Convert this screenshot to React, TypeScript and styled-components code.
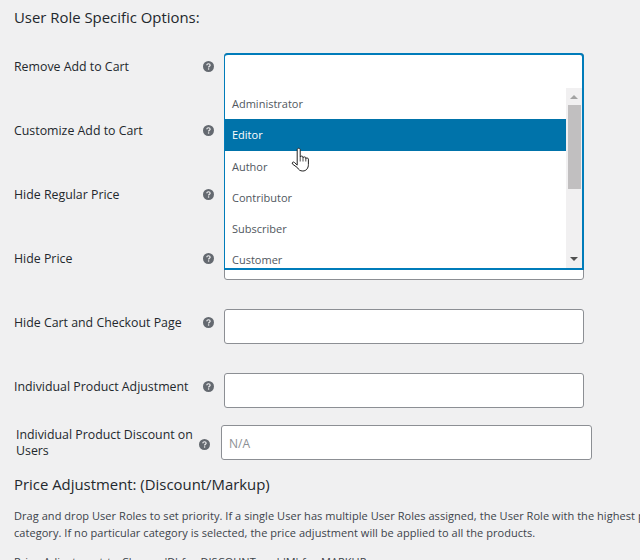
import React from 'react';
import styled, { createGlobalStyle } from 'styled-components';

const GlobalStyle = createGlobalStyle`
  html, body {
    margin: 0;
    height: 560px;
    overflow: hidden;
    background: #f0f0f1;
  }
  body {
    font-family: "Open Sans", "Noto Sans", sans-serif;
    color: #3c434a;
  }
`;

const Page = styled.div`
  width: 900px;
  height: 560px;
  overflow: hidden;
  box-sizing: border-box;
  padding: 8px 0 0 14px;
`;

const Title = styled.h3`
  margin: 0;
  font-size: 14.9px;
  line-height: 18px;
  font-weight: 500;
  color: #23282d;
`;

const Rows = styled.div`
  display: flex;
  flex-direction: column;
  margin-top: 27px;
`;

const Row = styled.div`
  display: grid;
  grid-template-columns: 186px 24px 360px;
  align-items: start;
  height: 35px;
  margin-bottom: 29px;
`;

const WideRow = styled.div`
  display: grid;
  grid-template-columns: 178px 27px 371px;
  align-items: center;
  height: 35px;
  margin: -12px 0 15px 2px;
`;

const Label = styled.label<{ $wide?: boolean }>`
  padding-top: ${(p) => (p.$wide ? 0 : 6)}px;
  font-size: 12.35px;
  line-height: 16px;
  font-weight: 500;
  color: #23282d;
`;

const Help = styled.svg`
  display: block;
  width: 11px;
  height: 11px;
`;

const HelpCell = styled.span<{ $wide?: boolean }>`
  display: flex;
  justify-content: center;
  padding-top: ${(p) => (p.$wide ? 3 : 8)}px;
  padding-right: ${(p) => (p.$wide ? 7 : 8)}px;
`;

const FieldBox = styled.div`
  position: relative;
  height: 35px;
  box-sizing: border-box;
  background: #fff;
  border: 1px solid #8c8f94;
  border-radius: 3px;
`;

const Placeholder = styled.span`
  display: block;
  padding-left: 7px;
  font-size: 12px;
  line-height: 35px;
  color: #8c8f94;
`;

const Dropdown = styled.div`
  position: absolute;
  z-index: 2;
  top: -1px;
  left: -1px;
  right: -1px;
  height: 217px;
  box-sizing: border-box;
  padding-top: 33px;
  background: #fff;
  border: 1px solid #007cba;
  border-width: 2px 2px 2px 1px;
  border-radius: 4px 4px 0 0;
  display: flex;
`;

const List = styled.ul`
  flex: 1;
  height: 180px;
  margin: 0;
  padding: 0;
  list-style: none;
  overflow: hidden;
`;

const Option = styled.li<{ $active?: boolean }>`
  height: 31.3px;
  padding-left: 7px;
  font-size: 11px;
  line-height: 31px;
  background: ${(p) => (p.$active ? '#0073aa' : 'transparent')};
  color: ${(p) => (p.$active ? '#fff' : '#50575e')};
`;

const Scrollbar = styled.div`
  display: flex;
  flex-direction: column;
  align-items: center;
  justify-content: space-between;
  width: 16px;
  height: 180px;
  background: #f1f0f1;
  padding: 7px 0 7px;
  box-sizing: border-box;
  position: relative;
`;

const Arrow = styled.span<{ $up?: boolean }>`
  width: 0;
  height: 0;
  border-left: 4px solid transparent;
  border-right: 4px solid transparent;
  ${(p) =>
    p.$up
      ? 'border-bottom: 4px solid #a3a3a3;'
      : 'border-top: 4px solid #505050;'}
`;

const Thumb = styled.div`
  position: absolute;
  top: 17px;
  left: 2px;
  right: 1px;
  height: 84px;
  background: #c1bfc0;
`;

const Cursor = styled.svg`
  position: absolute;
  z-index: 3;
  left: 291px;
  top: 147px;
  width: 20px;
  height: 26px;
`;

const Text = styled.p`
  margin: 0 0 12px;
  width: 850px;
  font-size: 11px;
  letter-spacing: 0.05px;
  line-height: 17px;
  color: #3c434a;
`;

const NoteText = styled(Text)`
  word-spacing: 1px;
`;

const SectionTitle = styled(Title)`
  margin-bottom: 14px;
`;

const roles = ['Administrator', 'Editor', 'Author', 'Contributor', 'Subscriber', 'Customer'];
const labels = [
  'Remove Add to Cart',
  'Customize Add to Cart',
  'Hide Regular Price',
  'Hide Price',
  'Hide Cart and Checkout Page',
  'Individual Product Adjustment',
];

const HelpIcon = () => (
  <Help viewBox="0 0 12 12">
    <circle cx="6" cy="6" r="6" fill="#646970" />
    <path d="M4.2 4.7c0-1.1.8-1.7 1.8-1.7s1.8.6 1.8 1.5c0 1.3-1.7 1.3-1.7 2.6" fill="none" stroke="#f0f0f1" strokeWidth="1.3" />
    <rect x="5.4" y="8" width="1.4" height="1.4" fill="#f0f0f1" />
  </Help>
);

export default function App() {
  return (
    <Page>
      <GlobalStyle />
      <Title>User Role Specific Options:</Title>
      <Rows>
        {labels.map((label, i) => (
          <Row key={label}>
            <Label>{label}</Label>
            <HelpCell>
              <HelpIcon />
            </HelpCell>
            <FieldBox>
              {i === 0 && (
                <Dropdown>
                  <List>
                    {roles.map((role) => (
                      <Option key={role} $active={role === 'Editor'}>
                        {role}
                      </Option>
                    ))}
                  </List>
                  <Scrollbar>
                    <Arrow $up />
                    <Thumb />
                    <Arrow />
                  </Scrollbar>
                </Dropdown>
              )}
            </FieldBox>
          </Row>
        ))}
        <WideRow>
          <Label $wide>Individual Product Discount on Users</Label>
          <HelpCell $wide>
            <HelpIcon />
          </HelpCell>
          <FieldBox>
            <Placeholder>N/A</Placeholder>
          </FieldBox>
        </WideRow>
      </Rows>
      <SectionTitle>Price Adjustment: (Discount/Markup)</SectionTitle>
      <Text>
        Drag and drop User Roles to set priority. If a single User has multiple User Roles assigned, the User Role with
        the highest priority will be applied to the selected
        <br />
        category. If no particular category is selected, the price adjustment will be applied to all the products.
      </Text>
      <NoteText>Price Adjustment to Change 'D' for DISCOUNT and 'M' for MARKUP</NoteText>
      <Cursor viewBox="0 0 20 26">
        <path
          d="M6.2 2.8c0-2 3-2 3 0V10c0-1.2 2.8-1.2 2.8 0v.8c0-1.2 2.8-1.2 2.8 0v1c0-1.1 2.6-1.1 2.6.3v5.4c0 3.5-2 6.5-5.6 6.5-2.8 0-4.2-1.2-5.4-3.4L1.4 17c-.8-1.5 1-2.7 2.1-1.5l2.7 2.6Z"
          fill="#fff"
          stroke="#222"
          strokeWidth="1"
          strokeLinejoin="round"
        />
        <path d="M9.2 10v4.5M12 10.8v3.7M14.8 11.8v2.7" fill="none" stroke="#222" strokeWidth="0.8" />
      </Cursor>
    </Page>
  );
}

□ □ □ □ □ □ □

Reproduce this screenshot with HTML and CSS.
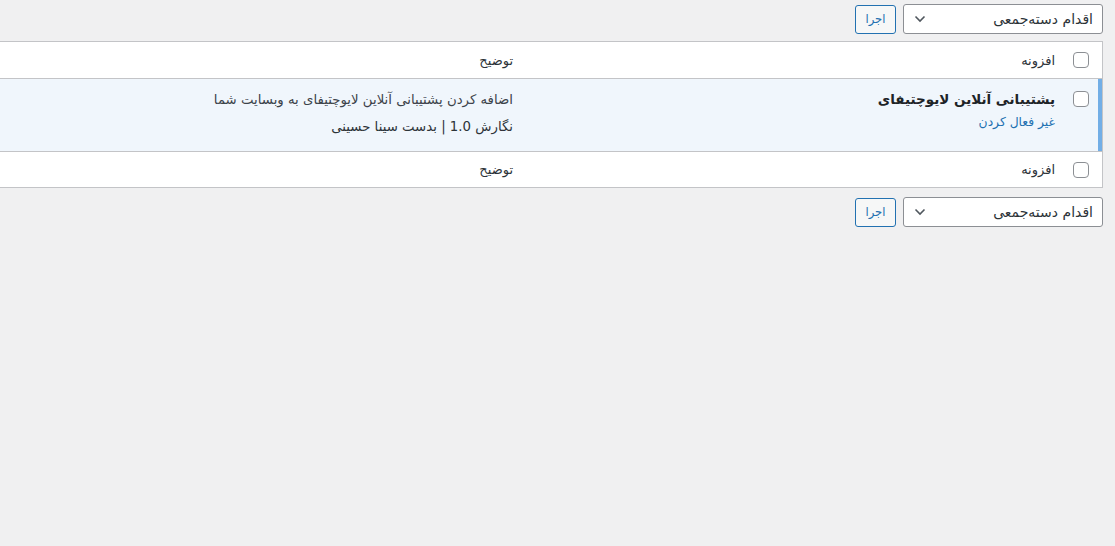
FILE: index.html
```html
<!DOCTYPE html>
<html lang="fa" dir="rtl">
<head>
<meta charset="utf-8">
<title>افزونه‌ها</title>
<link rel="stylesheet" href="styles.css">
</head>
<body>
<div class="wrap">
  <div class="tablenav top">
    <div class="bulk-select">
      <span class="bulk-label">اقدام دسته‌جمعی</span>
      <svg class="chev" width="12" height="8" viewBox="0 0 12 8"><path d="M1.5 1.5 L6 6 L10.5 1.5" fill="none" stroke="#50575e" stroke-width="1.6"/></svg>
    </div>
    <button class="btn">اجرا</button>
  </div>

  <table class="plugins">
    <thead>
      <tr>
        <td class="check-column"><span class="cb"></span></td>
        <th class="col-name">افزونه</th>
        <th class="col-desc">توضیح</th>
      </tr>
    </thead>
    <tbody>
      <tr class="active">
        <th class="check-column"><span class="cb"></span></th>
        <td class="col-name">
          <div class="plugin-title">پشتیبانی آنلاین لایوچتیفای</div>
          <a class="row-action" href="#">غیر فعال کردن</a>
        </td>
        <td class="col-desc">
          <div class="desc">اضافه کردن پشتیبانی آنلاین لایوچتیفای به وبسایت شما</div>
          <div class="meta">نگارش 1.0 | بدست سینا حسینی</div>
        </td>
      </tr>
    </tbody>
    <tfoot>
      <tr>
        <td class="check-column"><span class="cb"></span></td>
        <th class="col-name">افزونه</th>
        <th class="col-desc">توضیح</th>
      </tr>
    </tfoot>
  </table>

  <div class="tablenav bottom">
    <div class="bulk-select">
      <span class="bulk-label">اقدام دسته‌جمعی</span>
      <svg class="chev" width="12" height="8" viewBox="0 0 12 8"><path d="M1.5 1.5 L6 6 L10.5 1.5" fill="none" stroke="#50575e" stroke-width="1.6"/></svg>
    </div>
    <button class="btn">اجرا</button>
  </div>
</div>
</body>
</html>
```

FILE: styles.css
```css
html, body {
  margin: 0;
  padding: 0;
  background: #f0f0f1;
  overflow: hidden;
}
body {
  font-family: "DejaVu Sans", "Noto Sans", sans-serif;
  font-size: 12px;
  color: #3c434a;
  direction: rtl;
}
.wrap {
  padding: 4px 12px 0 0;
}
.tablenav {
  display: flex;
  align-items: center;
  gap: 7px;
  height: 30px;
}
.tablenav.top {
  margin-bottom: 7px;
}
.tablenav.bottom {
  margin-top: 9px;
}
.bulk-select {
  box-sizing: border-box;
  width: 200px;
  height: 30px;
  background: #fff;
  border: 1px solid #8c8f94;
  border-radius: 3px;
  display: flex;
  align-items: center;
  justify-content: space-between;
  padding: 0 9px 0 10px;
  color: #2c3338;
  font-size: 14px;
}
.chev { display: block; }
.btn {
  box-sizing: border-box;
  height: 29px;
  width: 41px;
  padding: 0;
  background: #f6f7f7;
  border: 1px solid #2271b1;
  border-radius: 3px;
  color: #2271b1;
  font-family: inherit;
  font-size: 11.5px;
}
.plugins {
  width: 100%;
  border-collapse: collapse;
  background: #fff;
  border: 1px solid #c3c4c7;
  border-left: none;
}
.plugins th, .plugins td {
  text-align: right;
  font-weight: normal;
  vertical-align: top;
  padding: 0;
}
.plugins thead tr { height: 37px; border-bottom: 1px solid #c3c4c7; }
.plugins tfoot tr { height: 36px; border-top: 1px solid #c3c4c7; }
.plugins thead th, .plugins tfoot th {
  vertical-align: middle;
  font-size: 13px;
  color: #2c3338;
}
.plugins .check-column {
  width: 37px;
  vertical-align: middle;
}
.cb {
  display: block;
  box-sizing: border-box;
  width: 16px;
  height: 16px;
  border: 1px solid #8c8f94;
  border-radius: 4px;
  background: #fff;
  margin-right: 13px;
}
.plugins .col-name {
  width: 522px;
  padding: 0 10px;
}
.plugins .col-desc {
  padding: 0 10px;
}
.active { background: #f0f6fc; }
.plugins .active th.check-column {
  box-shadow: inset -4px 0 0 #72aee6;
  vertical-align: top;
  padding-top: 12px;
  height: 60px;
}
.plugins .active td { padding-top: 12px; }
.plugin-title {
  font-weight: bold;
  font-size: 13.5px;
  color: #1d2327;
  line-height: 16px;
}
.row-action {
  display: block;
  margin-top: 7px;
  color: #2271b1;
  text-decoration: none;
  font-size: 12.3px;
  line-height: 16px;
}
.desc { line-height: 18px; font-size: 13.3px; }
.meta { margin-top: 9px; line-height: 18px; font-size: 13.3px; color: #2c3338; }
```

□ □ □ □ □ □ □

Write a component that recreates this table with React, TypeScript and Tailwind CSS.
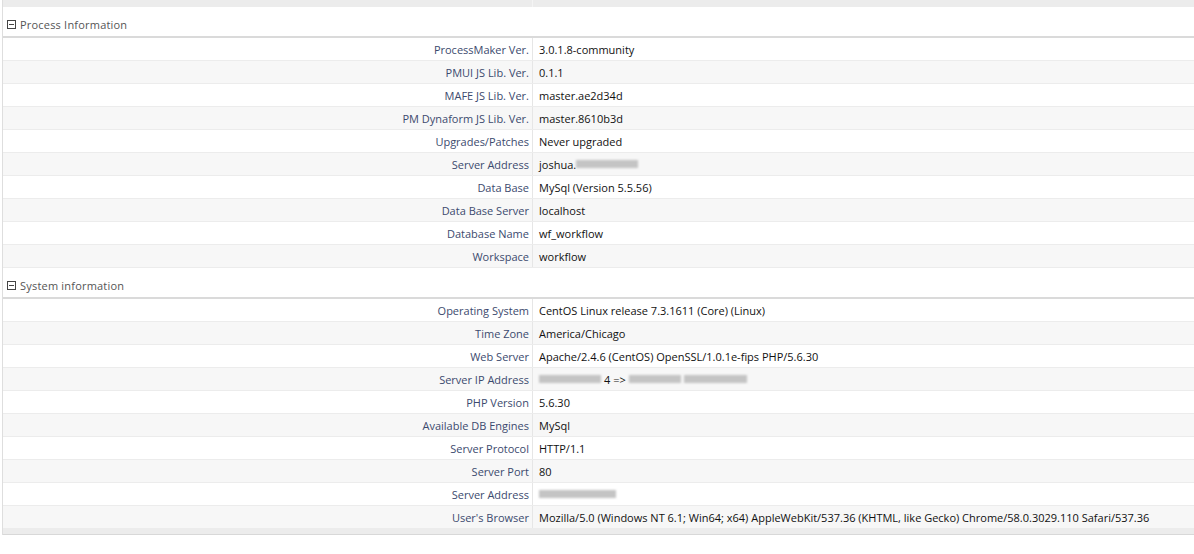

□ □ □ □ □ □ □

Find the lines above holding the word "this" and show them.

Written response →
Convert this screenshot to React, TypeScript and styled-components code.
Reproduce this screenshot with HTML and CSS.
Write a component that recreates this table with React, TypeScript and Tailwind CSS.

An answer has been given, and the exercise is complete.